Pairwise tradeoffs in sector values in relation to spatial management strategies and associated wind farm maps. (A) Conceptual example of sector tradeoffs. Orthogonal dashed lines with arrows illustrate how to measure the value of MSP over single sector management. (B–D) Offshore wind energy, flounder and lobster fishery, and whale-watching sector values in relation to wind farm designs in Massachusetts Bay. Sector values are scaled to 100% at maximum value without any intersectoral conflicts. Lettered triangles correspond with maps of wind energy farms in E–G. The inset in B shows a zoomed view for clarity.

Fig. 3.

Tradeoffs in sector values in relation to spatial management strategies. (A) Energy, lobster fishery, and whale-watching sector three-way tradeoff.

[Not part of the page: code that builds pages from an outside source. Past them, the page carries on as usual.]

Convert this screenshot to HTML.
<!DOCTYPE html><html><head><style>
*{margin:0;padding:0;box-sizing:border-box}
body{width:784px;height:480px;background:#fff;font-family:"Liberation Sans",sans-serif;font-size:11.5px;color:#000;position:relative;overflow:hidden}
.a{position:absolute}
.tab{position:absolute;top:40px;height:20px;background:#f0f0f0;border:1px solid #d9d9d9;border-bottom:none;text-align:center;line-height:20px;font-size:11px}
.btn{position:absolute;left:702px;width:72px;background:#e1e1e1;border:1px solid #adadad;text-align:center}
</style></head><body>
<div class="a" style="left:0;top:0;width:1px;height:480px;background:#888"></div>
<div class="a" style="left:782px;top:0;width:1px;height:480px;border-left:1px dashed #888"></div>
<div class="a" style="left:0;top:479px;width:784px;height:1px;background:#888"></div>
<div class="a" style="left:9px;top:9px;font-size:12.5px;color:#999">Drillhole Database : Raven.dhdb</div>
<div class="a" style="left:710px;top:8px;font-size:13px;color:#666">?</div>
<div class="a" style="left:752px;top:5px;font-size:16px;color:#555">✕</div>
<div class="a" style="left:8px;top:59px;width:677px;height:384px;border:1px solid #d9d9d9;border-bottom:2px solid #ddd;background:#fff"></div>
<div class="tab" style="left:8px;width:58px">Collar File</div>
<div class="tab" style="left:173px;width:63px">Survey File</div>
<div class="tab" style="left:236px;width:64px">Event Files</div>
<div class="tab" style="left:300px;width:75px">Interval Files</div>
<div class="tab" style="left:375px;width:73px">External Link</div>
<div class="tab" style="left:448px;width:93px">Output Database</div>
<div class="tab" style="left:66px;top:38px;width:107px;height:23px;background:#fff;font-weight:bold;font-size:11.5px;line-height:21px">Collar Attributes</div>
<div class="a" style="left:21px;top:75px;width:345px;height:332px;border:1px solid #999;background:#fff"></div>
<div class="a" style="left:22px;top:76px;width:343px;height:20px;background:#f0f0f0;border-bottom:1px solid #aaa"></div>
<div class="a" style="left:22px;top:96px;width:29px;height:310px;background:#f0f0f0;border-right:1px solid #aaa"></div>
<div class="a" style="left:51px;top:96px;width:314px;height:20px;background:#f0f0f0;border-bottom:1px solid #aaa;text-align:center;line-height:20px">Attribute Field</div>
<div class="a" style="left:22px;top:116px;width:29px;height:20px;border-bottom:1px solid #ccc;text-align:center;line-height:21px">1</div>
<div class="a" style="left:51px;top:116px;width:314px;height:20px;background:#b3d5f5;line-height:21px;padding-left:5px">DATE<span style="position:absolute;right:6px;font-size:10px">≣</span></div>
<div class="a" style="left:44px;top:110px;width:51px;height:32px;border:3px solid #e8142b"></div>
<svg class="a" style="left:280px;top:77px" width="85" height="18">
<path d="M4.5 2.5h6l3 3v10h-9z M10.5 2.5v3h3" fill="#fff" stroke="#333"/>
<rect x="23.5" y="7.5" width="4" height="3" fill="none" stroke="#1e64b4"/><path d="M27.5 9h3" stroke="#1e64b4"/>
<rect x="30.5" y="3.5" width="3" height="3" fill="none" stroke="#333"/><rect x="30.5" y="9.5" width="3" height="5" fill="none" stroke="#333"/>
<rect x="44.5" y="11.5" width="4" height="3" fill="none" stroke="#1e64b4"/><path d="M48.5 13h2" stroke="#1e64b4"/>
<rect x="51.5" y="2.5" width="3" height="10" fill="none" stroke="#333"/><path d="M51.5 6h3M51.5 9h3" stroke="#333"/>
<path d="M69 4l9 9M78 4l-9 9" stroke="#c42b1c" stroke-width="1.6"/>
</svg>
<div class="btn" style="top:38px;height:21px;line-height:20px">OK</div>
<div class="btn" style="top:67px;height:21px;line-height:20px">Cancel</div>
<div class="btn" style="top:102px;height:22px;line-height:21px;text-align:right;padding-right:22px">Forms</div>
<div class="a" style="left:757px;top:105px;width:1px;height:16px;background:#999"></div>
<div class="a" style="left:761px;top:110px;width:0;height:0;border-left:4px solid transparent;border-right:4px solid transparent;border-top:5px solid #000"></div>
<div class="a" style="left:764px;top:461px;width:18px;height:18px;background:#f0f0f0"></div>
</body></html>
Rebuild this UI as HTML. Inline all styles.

Solid lines connecting circles (see legend inset) represent pairwise efficiency frontiers shown in Fig. 2 C and D. Squares and interpolated grid represent the three-sector efficiency frontier. Strategy E is beneath the surface (see Fig. 2 for pairwise perspectives). Dashed line indicates outcomes under single-sector management. (B) Energy–flounder fishery tradeoff in relation to pairwise, three-sector, and four-sector efficiency frontiers (see legend inset). Letters and triangles correspond with those in Figs. 2 and 4.

Fig. 4.

Value to sectors from MSP over strategic single-sector management, measured for each development scenario as shown in Fig. 2A. (A) Value of MSP to flounder, lobster, and whale-watching sectors in relation to a regulated level of energy development. (B) Value of MSP to the energy sector in relation to regulated target levels of fishery and whale-watching sector values (i.e., 100% minus a maximum percentage impact allowed). The table shows maximum net present value (NPV) in dollars of each sector alone (for the whale sector, NPV is to the whale-watching tourism industry), within the provisional energy zones (top row); NPVs are multiplied by percentage values of MSP to generate the dollar values in row 2 and for each lettered scenario in the plots. Values in row 2 correspond with the maxima of the curves in A for flounder, lobster, and whale watching and the peak of the dotted line in B for energy.